If you're using a SimpleIndexer to index your data, then you need to make sure that the fields and values in the map are in the same order as they were provided to the indexer. You can ensure the order of elements in a map by using the java.util.LinkedHashMap as the map that you pass to the indexer and to the passage builder.

Assuming that you have a method that can get the field/value map corresponding to a given document key, you can pass your map through the passage builder using code like the following:

    Map<String,Object> docMap = getDocumentMap(r.getKey());
    Map<String,List<Passage>> pmap = pb.getPassages(docMap);

There are a couple of variations of the getPassages method that provide ways to specify what to do with fields that were not mentioned in any addPassageField calls. The result of the call to getPassages is a map from field names to a list of Passage.

Highlighting passages

Once you have an instance of Passage that you would like to highlight, you need an instance of PassageHighlighter to actually highlight the passage.
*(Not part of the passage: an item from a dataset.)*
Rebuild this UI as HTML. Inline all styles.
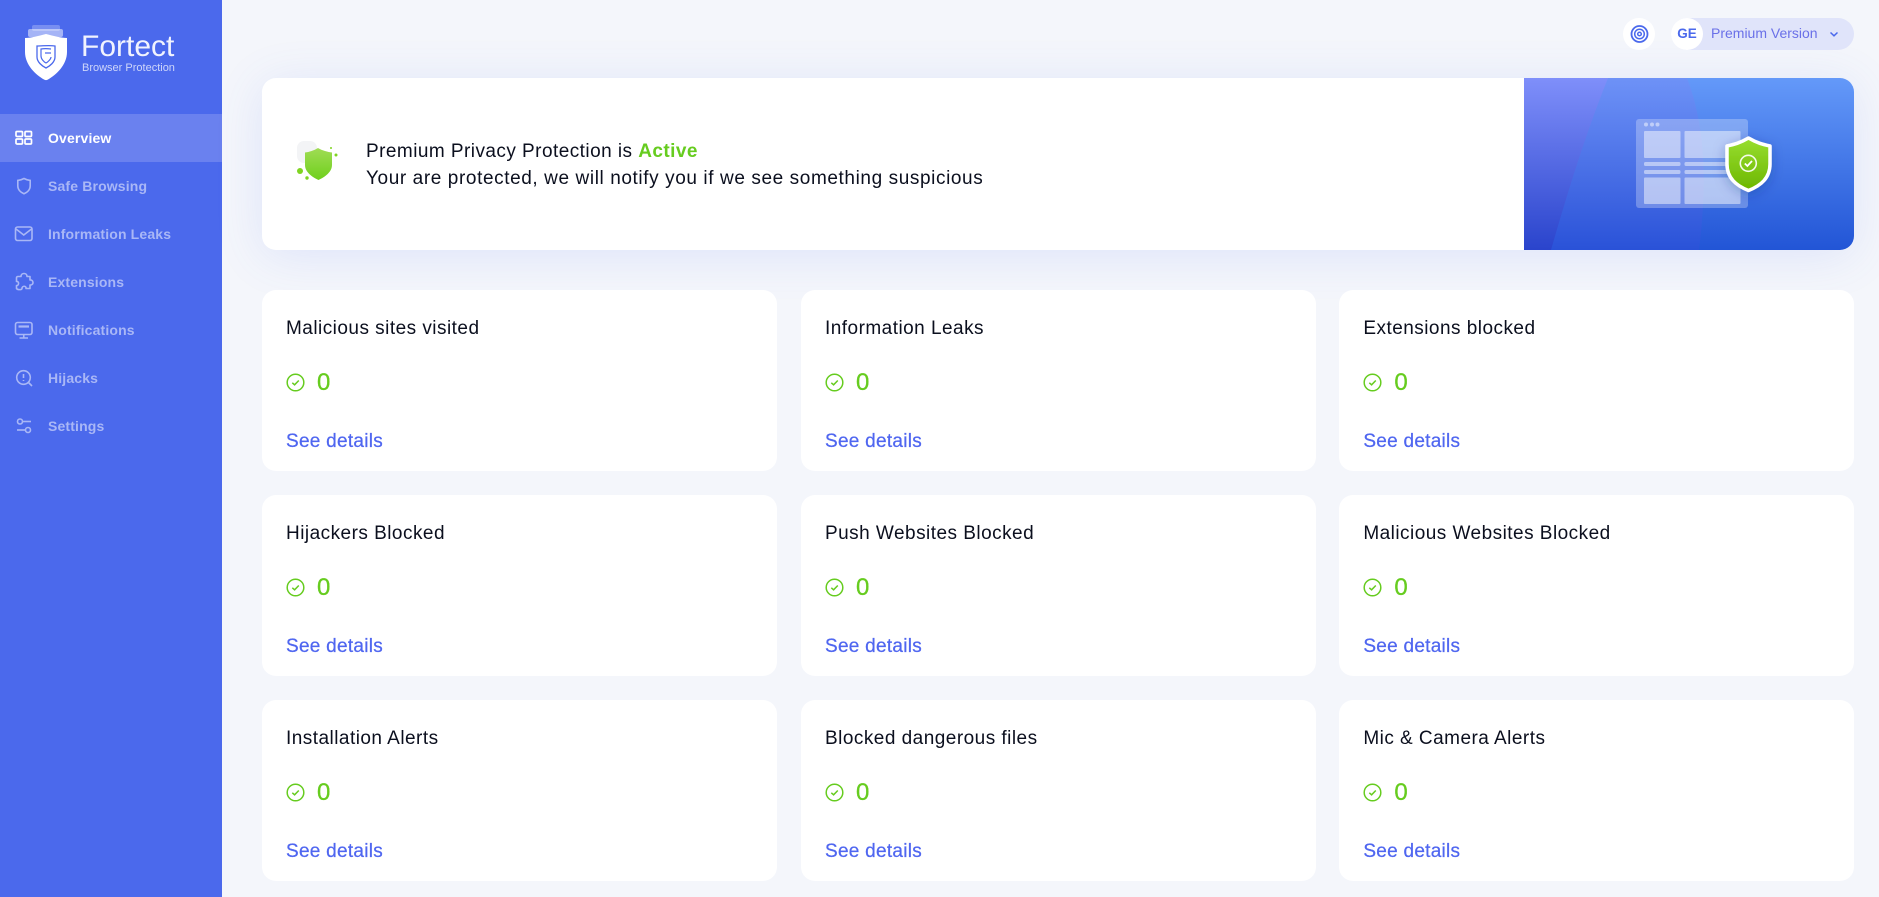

In our example above, we could highlight the passages in the subject field in the following way:

   Passage sp = pmap.get("subject").get(0);
   SimpleHighlighter sh = new SimpleHighlighter("<font color=\"#00ff00\">",
                                          "</font>",
                                          "<b>", "</b>");
   String hlSubj = sp.highlight(sh);

SimpleHighlighter is a simple, tag-based highlighter that can be used to place tags around the passage and around each of the query terms in the passage. The highlight method will use the passage highlighter to highlight the passage and it returns the highlighted passage. There are other methods on Passage to get un-highlighted field values and to get field values that are not cut down to the size specified when the field was defined.